- Objective -
Make an exact copy of the records, dropping all pictures.

- Web page code records -

· · · · · · ·

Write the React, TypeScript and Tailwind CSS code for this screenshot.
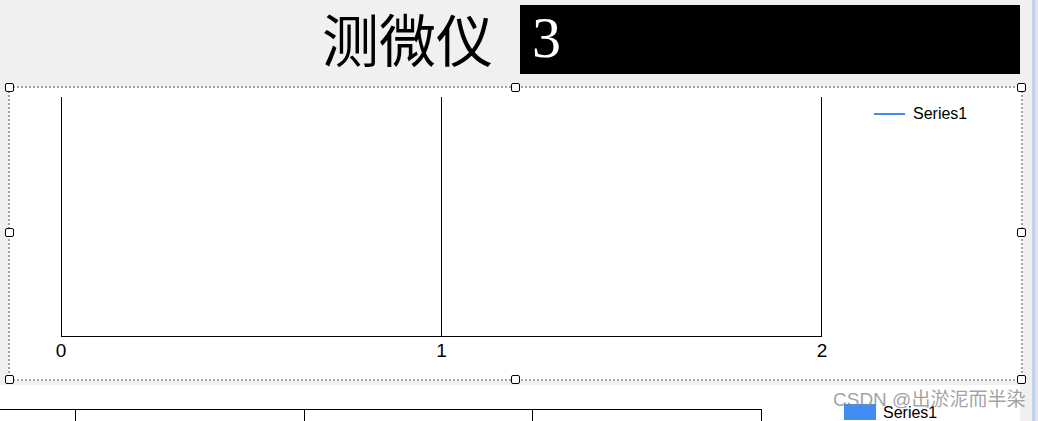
import React from "react";

const Handle = ({ pos }: { pos: string }) => (
  <div className={`absolute w-[9px] h-[9px] bg-white border border-black rounded-[2px] ${pos}`} />
);

export default function App() {
  return (
    <div className="w-[1038px] h-[421px] bg-[#f0f0f0] flex overflow-hidden relative" style={{ fontFamily: '"Liberation Sans", Arial, sans-serif' }}>
      <div className="w-[1032px] flex flex-col">
        {/* header */}
        <div className="h-[86px] flex items-start pt-[5px]">
          <div className="w-[520px] h-[69px] flex items-center justify-end pr-[27px]">
            <span className="text-[57px] leading-none text-black whitespace-nowrap -mt-[4px]" style={{ fontFamily: '"Noto Sans CJK SC", sans-serif' }}>测微仪</span>
          </div>
          <div className="w-[500px] h-[69px] bg-black flex items-center pl-[12px]">
            <span className="text-white text-[58px] leading-none -mt-[4px]" style={{ fontFamily: '"Liberation Serif", serif' }}>3</span>
          </div>
        </div>
        {/* chart panel */}
        <div className="relative ml-[8px] w-[1015px] h-[296px]">
          <div className="w-full h-full border-2 border-dotted border-[#a0a0a0] bg-white flex pl-[51px] pt-[9px]">
            <div className="flex flex-col">
              <div className="w-[761px] h-[240px] border-l border-b border-black grid grid-cols-2">
                <div className="border-r border-black" />
                <div className="border-r border-black" />
              </div>
              <div className="flex justify-between w-[761px] mt-[4px] text-[19px] leading-none text-black">
                <div className="w-0 flex justify-center"><span>0</span></div>
                <div className="w-0 flex justify-center"><span>1</span></div>
                <div className="w-0 flex justify-center"><span>2</span></div>
              </div>
            </div>
            <div className="ml-[52px] mt-[7px] h-[20px] flex items-center">
              <div className="w-[31px] h-[2px] bg-[#418cf0]" />
              <span className="ml-[8px] text-[16px] text-black whitespace-nowrap">Series1</span>
            </div>
          </div>
          <Handle pos="-left-[3px] -top-[3px]" />
          <Handle pos="left-[503px] -top-[3px]" />
          <Handle pos="-right-[3px] -top-[3px]" />
          <Handle pos="-left-[3px] top-[142px]" />
          <Handle pos="-right-[3px] top-[142px]" />
          <Handle pos="-left-[3px] -bottom-[3px]" />
          <Handle pos="left-[503px] -bottom-[3px]" />
          <Handle pos="-right-[3px] -bottom-[3px]" />
        </div>
        {/* bottom */}
        <div className="mt-[4px] w-[1020px] flex-1 bg-white flex relative">
          <div className="w-[762px] pt-[24px] flex flex-col">
            <div className="flex-1 flex border-t border-black">
              <div className="w-[76px] border-r border-black" />
              <div className="w-[229px] border-r border-black" />
              <div className="w-[228px] border-r border-black" />
              <div className="w-[229px] border-r border-black" />
            </div>
          </div>
          <div className="ml-[82px] pt-[19px] flex items-start">
            <div className="w-[32px] h-[16px] bg-[#418cf0]" />
            <span className="ml-[7px] text-[16px] leading-[16px] text-black mt-[1px] whitespace-nowrap">Series1</span>
          </div>
          <div className="absolute left-[833px] top-[5px] text-[19px] leading-none text-[#8a8a8a]/80 whitespace-nowrap" style={{ fontFamily: '"Liberation Sans", "Noto Sans CJK SC", sans-serif' }}>
            CSDN @出淤泥而半染
          </div>
        </div>
      </div>
      <div className="w-[3px] bg-[#c3d3ea]" />
      <div className="flex-1 bg-[#e4e4e4]" />
    </div>
  );
}
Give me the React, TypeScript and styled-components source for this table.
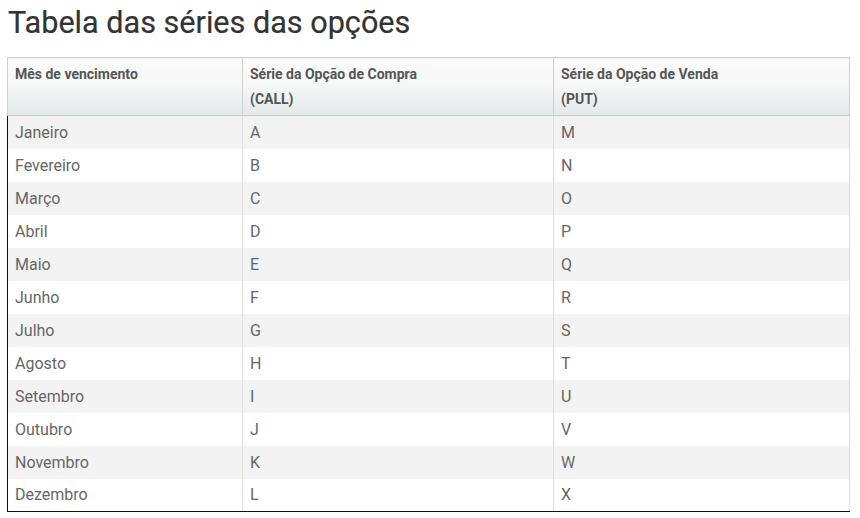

· · · · · · ·

- Expected output -
Write the React, TypeScript and Tailwind CSS code for this screenshot.
import React from "react";

const Handle = ({ pos }: { pos: string }) => (
  <div className={`absolute w-[9px] h-[9px] bg-white border border-black rounded-[2px] ${pos}`} />
);

export default function App() {
  return (
    <div className="w-[1038px] h-[421px] bg-[#f0f0f0] flex overflow-hidden relative" style={{ fontFamily: '"Liberation Sans", Arial, sans-serif' }}>
      <div className="w-[1032px] flex flex-col">
        {/* header */}
        <div className="h-[86px] flex items-start pt-[5px]">
          <div className="w-[520px] h-[69px] flex items-center justify-end pr-[27px]">
            <span className="text-[57px] leading-none text-black whitespace-nowrap -mt-[4px]" style={{ fontFamily: '"Noto Sans CJK SC", sans-serif' }}>测微仪</span>
          </div>
          <div className="w-[500px] h-[69px] bg-black flex items-center pl-[12px]">
            <span className="text-white text-[58px] leading-none -mt-[4px]" style={{ fontFamily: '"Liberation Serif", serif' }}>3</span>
          </div>
        </div>
        {/* chart panel */}
        <div className="relative ml-[8px] w-[1015px] h-[296px]">
          <div className="w-full h-full border-2 border-dotted border-[#a0a0a0] bg-white flex pl-[51px] pt-[9px]">
            <div className="flex flex-col">
              <div className="w-[761px] h-[240px] border-l border-b border-black grid grid-cols-2">
                <div className="border-r border-black" />
                <div className="border-r border-black" />
              </div>
              <div className="flex justify-between w-[761px] mt-[4px] text-[19px] leading-none text-black">
                <div className="w-0 flex justify-center"><span>0</span></div>
                <div className="w-0 flex justify-center"><span>1</span></div>
                <div className="w-0 flex justify-center"><span>2</span></div>
              </div>
            </div>
            <div className="ml-[52px] mt-[7px] h-[20px] flex items-center">
              <div className="w-[31px] h-[2px] bg-[#418cf0]" />
              <span className="ml-[8px] text-[16px] text-black whitespace-nowrap">Series1</span>
            </div>
          </div>
          <Handle pos="-left-[3px] -top-[3px]" />
          <Handle pos="left-[503px] -top-[3px]" />
          <Handle pos="-right-[3px] -top-[3px]" />
          <Handle pos="-left-[3px] top-[142px]" />
          <Handle pos="-right-[3px] top-[142px]" />
          <Handle pos="-left-[3px] -bottom-[3px]" />
          <Handle pos="left-[503px] -bottom-[3px]" />
          <Handle pos="-right-[3px] -bottom-[3px]" />
        </div>
        {/* bottom */}
        <div className="mt-[4px] w-[1020px] flex-1 bg-white flex relative">
          <div className="w-[762px] pt-[24px] flex flex-col">
            <div className="flex-1 flex border-t border-black">
              <div className="w-[76px] border-r border-black" />
              <div className="w-[229px] border-r border-black" />
              <div className="w-[228px] border-r border-black" />
              <div className="w-[229px] border-r border-black" />
            </div>
          </div>
          <div className="ml-[82px] pt-[19px] flex items-start">
            <div className="w-[32px] h-[16px] bg-[#418cf0]" />
            <span className="ml-[7px] text-[16px] leading-[16px] text-black mt-[1px] whitespace-nowrap">Series1</span>
          </div>
          <div className="absolute left-[833px] top-[5px] text-[19px] leading-none text-[#8a8a8a]/80 whitespace-nowrap" style={{ fontFamily: '"Liberation Sans", "Noto Sans CJK SC", sans-serif' }}>
            CSDN @出淤泥而半染
          </div>
        </div>
      </div>
      <div className="w-[3px] bg-[#c3d3ea]" />
      <div className="flex-1 bg-[#e4e4e4]" />
    </div>
  );
}
Give me the React, TypeScript and styled-components source for this table.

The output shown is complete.